Music exists in many ways. For one person, it can be the pleasant melody of a guitar strumming. The signature warm timbre that is characteristic of the instrument’s mahogany body is just pure enjoyment.
For others, there is pleasure to be found in the resonant, thunderous bass that reverberates in the ears while each foot pounds out a matching staccato. Yes, nothing quite like a well-needed run with a favourite pair of wireless earphones.
But that’s not all there is – what is perceived as music differs from individual to individual. And sometimes, no human touch is required at all. Think along the lines of the haunting calls of whales, deep within the depths of the ocean; or high up in the trees, when the wind rustles the leaves and creates a symphony made from (and by) the elements of nature itself.
Science has dubbed this type of sound as “biomusic”, which is a form of experimental music using sounds created or performed by non-humans.
From Whales To Birds And Crickets
One of the most well-known producers of biomusic is none other than the whale. Humpback whales and blue whales produce a series of repetitive sounds at varying frequencies, which experts believe are used for either mate selection, echolocation or maybe even purely for aesthetic enjoyment. Often featured prominently in pop culture, whale song has been sampled in music and movies since the 1970s.
Singer Judy Collins’s Farewell To Tarwathie pays homage to the mournful whale song, featuring recordings provided by biologist Roger Payne, who obtained them from sound engineer Frank Watlington.
Included in her album Whales And Nightingales, the song garnered worldwide attention and inspired a movement to save the whales. Collins devoted a portion of the album’s royalties to Payne’s work, and soon, the US went on to ban all whaling and whale products.
Cricket enthusiast Lars Fredriksson is one such man who recognised the beauty of biomusic. Cricket singing is not atypical in China, after all. People would traditionally let their crickets “perform” one at a time, keeping them in tiny gilded cages which could be taken anywhere like a portable Bluetooth speaker.
Fredriksson went on to breed hundreds of these singing crickets, even inviting notable musicians to perform together with his troupe. To complete the experience, Fredriksson also produced an album solely dedicated to his beloved crickets in 2006, entitled Listening To Autumn: 108 Chinese Crickets Conducted By Lars Fredriksson.
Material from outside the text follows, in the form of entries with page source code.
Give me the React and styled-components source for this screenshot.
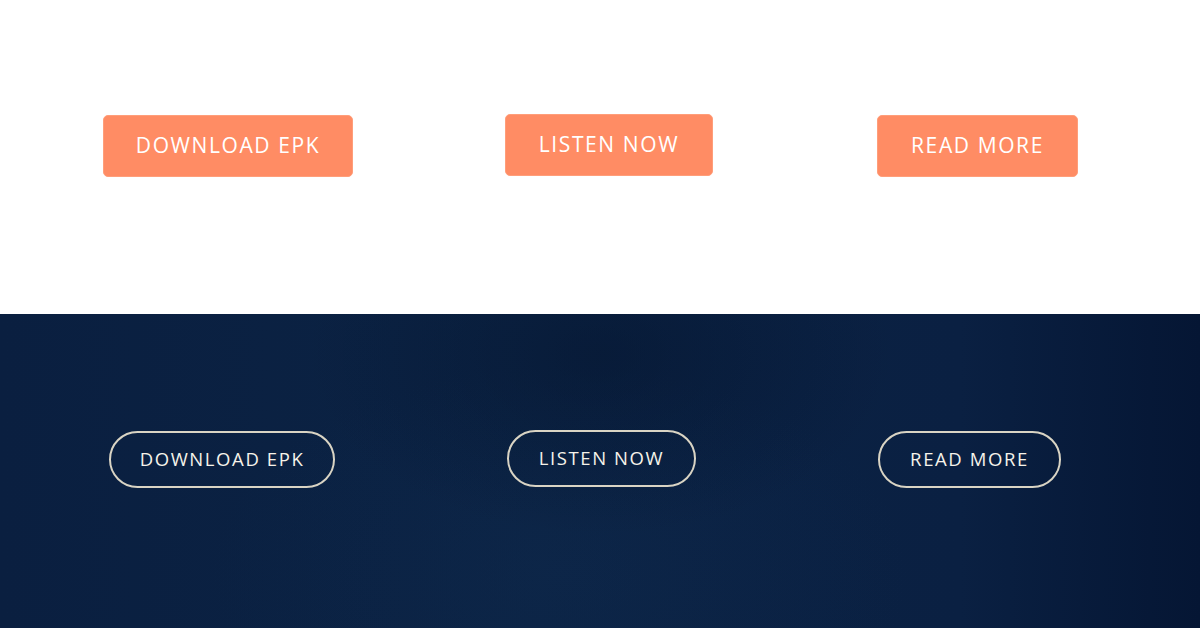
import React from "react";
import styled, { createGlobalStyle } from "styled-components";

const Global = createGlobalStyle`
  html, body { margin: 0; padding: 0; }
  body { width: 1200px; height: 628px; overflow: hidden; font-family: "Open Sans", "Noto Sans", sans-serif; }
`;

const Page = styled.div`
  width: 1200px;
  height: 628px;
  display: flex;
  flex-direction: column;
`;

const LightSection = styled.section`
  height: 314px;
  background: #ffffff;
  display: flex;
  flex-direction: column;
  padding-top: 114px;
  box-sizing: border-box;
`;

const DarkSection = styled.section`
  height: 314px;
  box-sizing: border-box;
  padding-top: 116px;
  background:
    radial-gradient(ellipse 420px 260px at 600px 40px, rgba(3, 16, 40, 0.4), transparent 70%),
    radial-gradient(ellipse 500px 300px at 560px 260px, rgba(20, 50, 90, 0.18), transparent 70%),
    linear-gradient(90deg, #0a1f40 0%, #0b2344 45%, #0a2042 80%, #051634 100%);
  display: flex;
  flex-direction: column;
`;

const Row = styled.div`
  display: flex;
  align-items: flex-start;
  padding-left: ${(p) => p.$pad}px;
`;

const SolidButton = styled.button`
  box-sizing: border-box;
  width: ${(p) => p.$w}px;
  height: 62px;
  margin-left: ${(p) => p.$ml || 0}px;
  margin-top: ${(p) => p.$mt || 0}px;
  background: #ff8c64;
  border: 1px solid #ff9e7a;
  border-radius: 5px;
  color: #ffffff;
  font-family: "Open Sans", "Noto Sans", sans-serif;
  font-size: 21px;
  letter-spacing: 1.6px;
  text-transform: uppercase;
  display: flex;
  align-items: center;
  justify-content: center;
  padding: 0 0 3px;
  cursor: pointer;
`;

const OutlineButton = styled.button`
  box-sizing: border-box;
  width: ${(p) => p.$w}px;
  height: 57px;
  margin-left: ${(p) => p.$ml || 0}px;
  margin-top: ${(p) => p.$mt || 0}px;
  background: transparent;
  border: 2px solid #d9d4c4;
  border-radius: 29px;
  color: #f6f3ea;
  font-family: "Open Sans", "Noto Sans", sans-serif;
  font-size: 18.5px;
  letter-spacing: 1.6px;
  text-transform: uppercase;
  display: flex;
  align-items: center;
  justify-content: center;
  padding: 0 0 3px;
  cursor: pointer;
`;

export default function App() {
  return (
    <Page>
      <Global />
      <LightSection>
        <Row $pad={103}>
          <SolidButton $w={250} $mt={1}>Download EPK</SolidButton>
          <SolidButton $w={208} $ml={152}>Listen Now</SolidButton>
          <SolidButton $w={201} $ml={164} $mt={1}>Read More</SolidButton>
        </Row>
      </LightSection>
      <DarkSection>
        <Row $pad={109}>
          <OutlineButton $w={226} $mt={1}>Download EPK</OutlineButton>
          <OutlineButton $w={189} $ml={172}>Listen Now</OutlineButton>
          <OutlineButton $w={183} $ml={182} $mt={1}>Read More</OutlineButton>
        </Row>
      </DarkSection>
    </Page>
  );
}
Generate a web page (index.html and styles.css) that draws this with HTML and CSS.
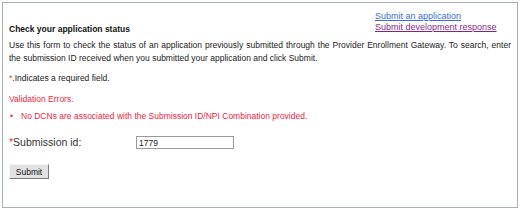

Moving into more current times, modern French artist Celeste Boursier-Mougenot is no stranger to the biomusic scene. His 2016 installation, “From Here To Ear”, at Copenhagen Contemporary, involved a flock of zebra finches, creating a live soundscape as they interacted (unknowingly) with electric guitars and other musical instruments. This, in itself, is an altogether different type of birdsong, if you will.
Let The Trees Sing For You
Roald Dahl fans would probably remember the short story The Sound Machine. In it, Klausner, a man obsessed with sound, creates a machine that records sounds inaudible to the human ear.
To test his machine, he pulls a daisy from the ground and hears a faint cry. But as he takes an axe to a tree in the park, he hears a shriek. However, he seems to be the only person to hear anything – his neighbour and doctor do not.
Transforming this fantasy into reality is the Bamboo M, a device that takes the electromagnetic variations from a plant and translates them into sound, achieved via a MIDI interface that transforms the plant’s resistance from leaf to root into music.
To listen to any plant sing, simply clip the electrode to a leaf on said plant, and place the sensor on the ground. With a choice of 128 musical instruments to choose from, your plant can now make endless types of music to your heart’s desire.
Listening To Yourself
Although biomusic is usually defined as music performed by non-humans, the sounds created by our body parts is also categorised as such. Music From The Body is a wonderful example of what magical tunes can be derived from the unassuming (and often embarrassing) gurgles, grunts, squeaks and toots that come out from the many nooks and crevices of the human body.
Created by Pink Floyd member Roger Waters and composer Ron Geesin, the album was an accompaniment to the 1970 scientific documentary film, The Body. With unique song names ranging from the likes of March Past Of The Embryos to More Than Seven Dwarfs In Penis Land and Mrs. Throat Goes Walking, what was a novel experience for music lovers back in the 70s surprisingly doesn’t sound out of place in 2020.
Apart from helping you relax (if you like ASMR) or feel even more agitated than before (if you hate ASMR), the qualities of biomusic is all in all, as an experimental genre, an acquired taste for some. But for children with autism, biomusic might be the answer to unlocking their self-expression.
In a Frontiers In Neuroscience study, biomedical engineers Stefanie Blain-Moraes and Elaine Biddiss recorded the biomusic of children in anxiety-inducing and non-anxiety-inducing situations.
Surprisingly, adults who listened to the playback were able to tell which child was experiencing anxiety. Tonic chords and tempos were used to track differences in skin temperature, blood volume pulse and respiration – an incredibly helpful resource for caregivers of autistic children who were not able to express themselves emotively.